EXERCISE PROMPT:
Identify the lines in the data below that contain "this" and give only how many there are.

RECORDED INFORMATION:
====

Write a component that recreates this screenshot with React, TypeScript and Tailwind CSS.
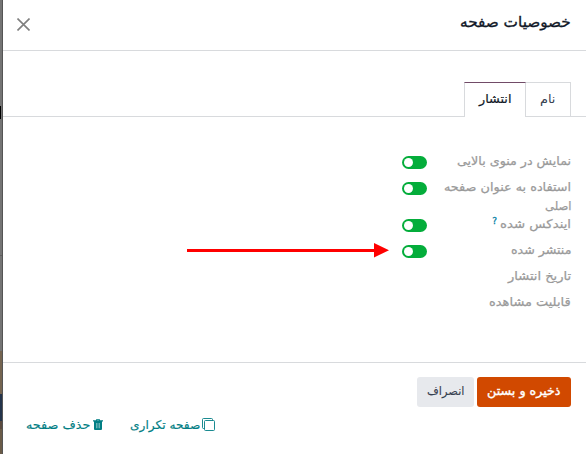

====

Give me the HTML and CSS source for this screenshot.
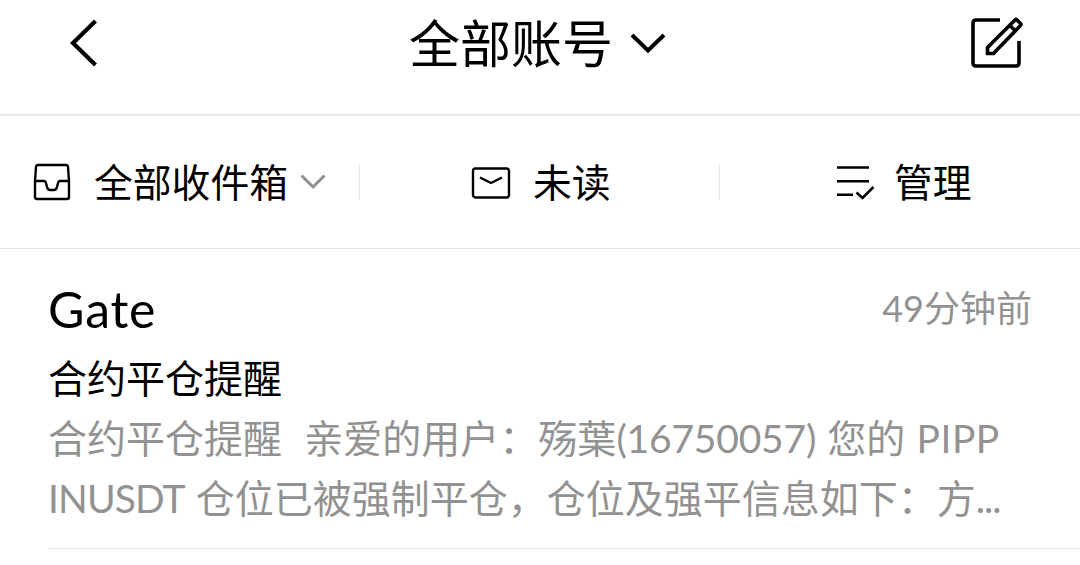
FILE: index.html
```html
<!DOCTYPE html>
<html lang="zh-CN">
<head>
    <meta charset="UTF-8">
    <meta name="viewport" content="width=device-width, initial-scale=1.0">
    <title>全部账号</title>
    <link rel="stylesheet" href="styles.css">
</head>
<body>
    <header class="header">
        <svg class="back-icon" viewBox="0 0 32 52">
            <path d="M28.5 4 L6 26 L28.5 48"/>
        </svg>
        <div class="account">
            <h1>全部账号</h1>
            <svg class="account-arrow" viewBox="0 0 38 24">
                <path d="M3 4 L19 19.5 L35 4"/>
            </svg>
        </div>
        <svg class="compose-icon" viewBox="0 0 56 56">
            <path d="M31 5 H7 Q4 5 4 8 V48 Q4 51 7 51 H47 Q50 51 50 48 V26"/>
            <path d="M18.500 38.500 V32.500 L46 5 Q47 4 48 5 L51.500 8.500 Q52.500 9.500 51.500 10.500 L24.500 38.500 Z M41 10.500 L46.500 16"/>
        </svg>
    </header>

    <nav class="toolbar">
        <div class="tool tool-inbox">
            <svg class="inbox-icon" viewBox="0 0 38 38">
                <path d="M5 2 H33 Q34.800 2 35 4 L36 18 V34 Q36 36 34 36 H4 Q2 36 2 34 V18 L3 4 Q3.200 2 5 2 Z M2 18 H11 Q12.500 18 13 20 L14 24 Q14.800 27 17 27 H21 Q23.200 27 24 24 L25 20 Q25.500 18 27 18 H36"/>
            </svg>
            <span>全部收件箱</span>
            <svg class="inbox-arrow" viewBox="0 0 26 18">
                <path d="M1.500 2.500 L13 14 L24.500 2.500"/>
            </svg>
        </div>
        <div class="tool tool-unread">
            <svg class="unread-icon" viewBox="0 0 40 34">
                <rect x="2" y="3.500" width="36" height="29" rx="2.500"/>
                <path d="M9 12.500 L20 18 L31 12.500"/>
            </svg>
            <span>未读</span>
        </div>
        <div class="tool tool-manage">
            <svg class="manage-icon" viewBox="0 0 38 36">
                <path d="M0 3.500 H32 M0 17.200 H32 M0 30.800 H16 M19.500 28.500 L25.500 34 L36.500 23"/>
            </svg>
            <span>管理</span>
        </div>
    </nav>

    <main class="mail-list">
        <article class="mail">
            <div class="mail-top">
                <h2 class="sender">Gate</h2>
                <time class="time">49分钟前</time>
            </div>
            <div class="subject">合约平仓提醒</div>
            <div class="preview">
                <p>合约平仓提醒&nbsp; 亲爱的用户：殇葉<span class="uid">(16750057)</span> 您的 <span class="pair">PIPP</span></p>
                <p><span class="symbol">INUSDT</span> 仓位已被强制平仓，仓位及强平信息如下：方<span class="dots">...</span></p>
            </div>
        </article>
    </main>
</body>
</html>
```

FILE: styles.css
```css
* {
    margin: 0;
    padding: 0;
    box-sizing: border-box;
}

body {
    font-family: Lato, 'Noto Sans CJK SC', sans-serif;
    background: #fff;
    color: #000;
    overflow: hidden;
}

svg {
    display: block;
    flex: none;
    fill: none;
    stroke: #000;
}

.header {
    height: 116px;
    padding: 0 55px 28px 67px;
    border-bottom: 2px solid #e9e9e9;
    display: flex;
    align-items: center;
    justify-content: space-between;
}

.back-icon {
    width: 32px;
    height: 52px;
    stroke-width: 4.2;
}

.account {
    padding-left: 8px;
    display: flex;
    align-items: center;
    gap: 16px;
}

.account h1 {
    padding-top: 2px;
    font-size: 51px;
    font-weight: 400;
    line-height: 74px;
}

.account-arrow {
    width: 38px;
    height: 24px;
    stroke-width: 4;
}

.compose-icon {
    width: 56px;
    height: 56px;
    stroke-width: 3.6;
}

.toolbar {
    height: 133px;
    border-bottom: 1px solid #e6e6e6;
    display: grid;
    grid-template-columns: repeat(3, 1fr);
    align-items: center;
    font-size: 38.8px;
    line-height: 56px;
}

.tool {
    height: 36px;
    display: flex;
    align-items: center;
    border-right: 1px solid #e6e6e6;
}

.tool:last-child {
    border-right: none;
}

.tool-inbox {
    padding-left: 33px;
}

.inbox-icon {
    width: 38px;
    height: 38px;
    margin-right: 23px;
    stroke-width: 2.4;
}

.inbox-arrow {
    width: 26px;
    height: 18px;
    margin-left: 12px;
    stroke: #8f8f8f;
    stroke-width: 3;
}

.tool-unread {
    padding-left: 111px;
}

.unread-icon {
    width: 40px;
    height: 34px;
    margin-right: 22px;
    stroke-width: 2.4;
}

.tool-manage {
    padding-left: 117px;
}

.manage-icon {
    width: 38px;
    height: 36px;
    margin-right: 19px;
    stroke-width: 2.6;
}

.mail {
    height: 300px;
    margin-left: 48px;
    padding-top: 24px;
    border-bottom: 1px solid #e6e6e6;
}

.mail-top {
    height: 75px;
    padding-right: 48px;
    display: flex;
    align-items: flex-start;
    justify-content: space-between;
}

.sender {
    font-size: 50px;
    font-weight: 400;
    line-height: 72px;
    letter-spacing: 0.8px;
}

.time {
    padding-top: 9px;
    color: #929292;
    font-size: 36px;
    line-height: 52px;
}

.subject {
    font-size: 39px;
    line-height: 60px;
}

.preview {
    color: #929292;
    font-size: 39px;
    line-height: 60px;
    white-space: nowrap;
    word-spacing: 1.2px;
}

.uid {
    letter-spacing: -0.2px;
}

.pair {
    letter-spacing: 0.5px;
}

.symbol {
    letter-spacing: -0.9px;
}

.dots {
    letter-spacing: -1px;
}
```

====

EXPECTED ANSWER:
2